Researchers at Oregon State University College of Engineering have received funding to develop a process to convert waste polyvinyl chloride (PVC) into a wax that can be used as an adhesive. PVC is ubiquitous in the construction sector, and has a large presence in health care, including surgical tubing, IV fluid bags, and oxygen masks. It’s found in consumer products from teething rings to pet toys.

However, PVC is difficult to recycle and can release harmful dioxins when disposed of through incineration. OSU’s Kostas Goulas, assistant professor of chemical engineering said, “The major industrial pain point we are trying to address is that the current methods to recycle PVC waste are too expensive or inappropriate for many PVC waste streams.
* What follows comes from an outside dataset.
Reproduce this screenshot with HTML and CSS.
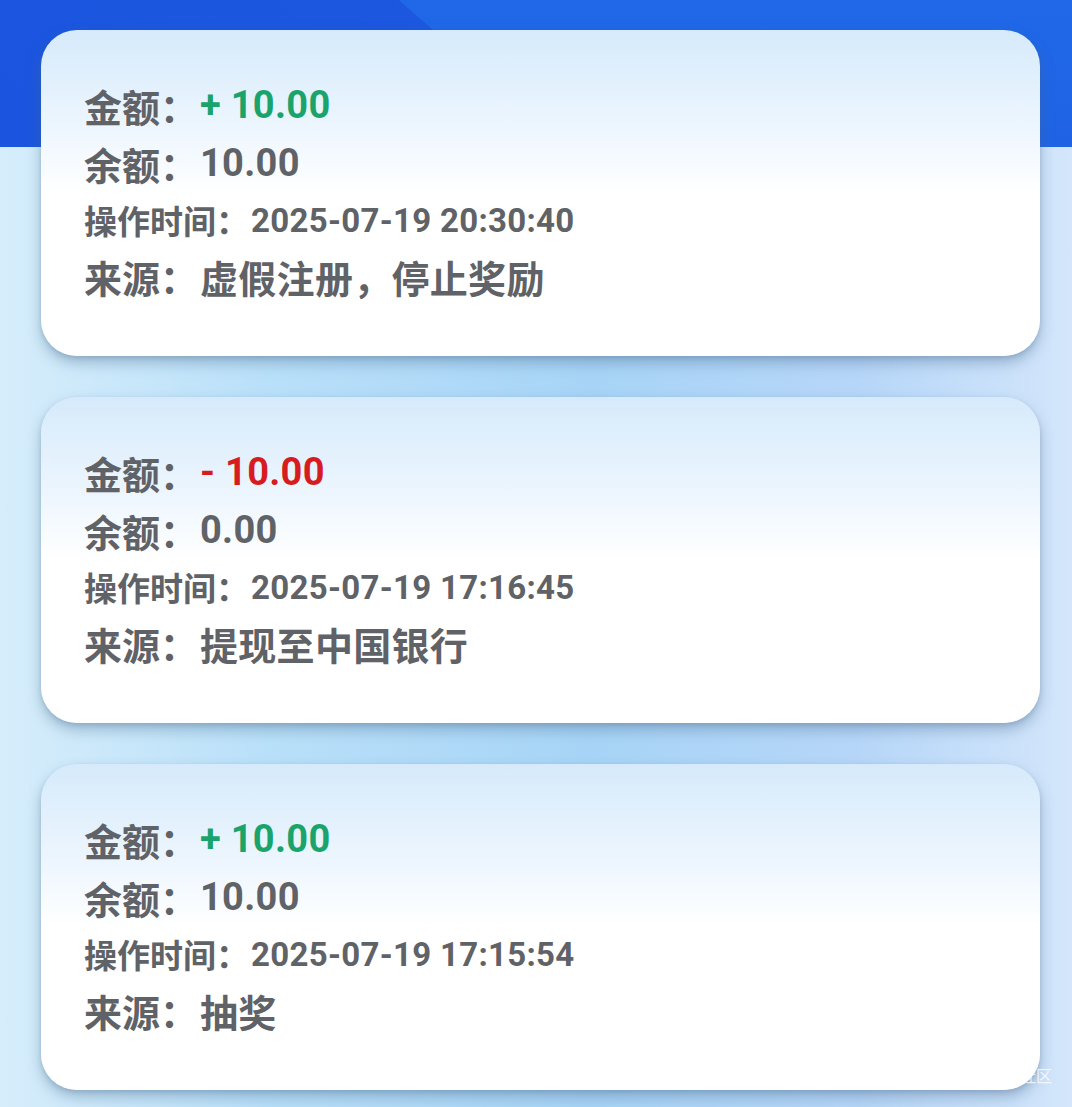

For example, recycling vinyl flooring waste is difficult and costly. We think that our method is significantly improved over previous attempts to recycle or upcycle PVC.”
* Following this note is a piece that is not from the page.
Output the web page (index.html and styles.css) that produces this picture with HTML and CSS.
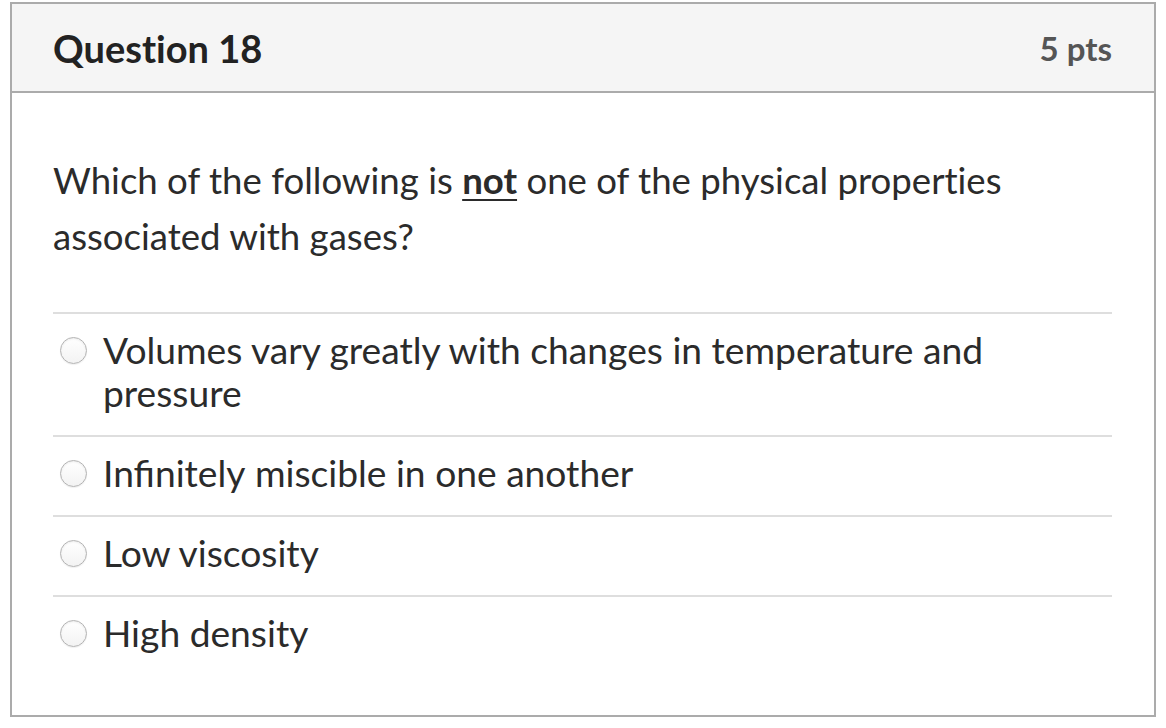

Goulas and students Scott Svadlenak, Makayla Vu, and Sophie Wojcik are working on a hydrothermal treatment and hydrogenation process that can deal with contaminated waste while sequestering chlorine as salt and carbon as a valuable hydrocarbon wax.

“Our method works by removing the chlorine from the waste PVC polymer and hydrogenating the intermediate unsaturated polymer formed from the PVC to a hydrocarbon wax,” said Goulas.

Sodium chloride, or rock salt, is among the raw materials used in making PVC. Typically, chlorine is industrially produced from salt through electrolysis. The sodium chloride yielded from the wax production can be used for the synthesis of new PVC.

Goulas added, “We think that the wax can be used as a hot melt adhesive wax. Compared to solvent-based adhesives, hot melt adhesives have the advantage of not containing potentially harmful volatile organic compounds. We think an adhesive that doesn’t have VOCs is a big advantage in the flooring industry, where adhesive is extensively used. Working with the flooring industry also enables us to use a single value chain for both our raw materials and our products.”

The research group is currently focusing on optimizing the yield of the catalytic process and the quality of the wax produced from different types of PVC waste. The researchers are exploring the technology as the basis for a startup company and are working with PVC building materials partners to better understand the partners’ needs and to try to secure a steady flow of waste.

The Vinyl Institute has so far provided a one-year grant of $100,000, with the potential of an additional $200,000 over two more years.

VentureWell, a nonprofit that assists university faculty and students in the creation of socially beneficial businesses, has awarded the Goulas lab a $25,000 grant for the PVC-to-adhesive project.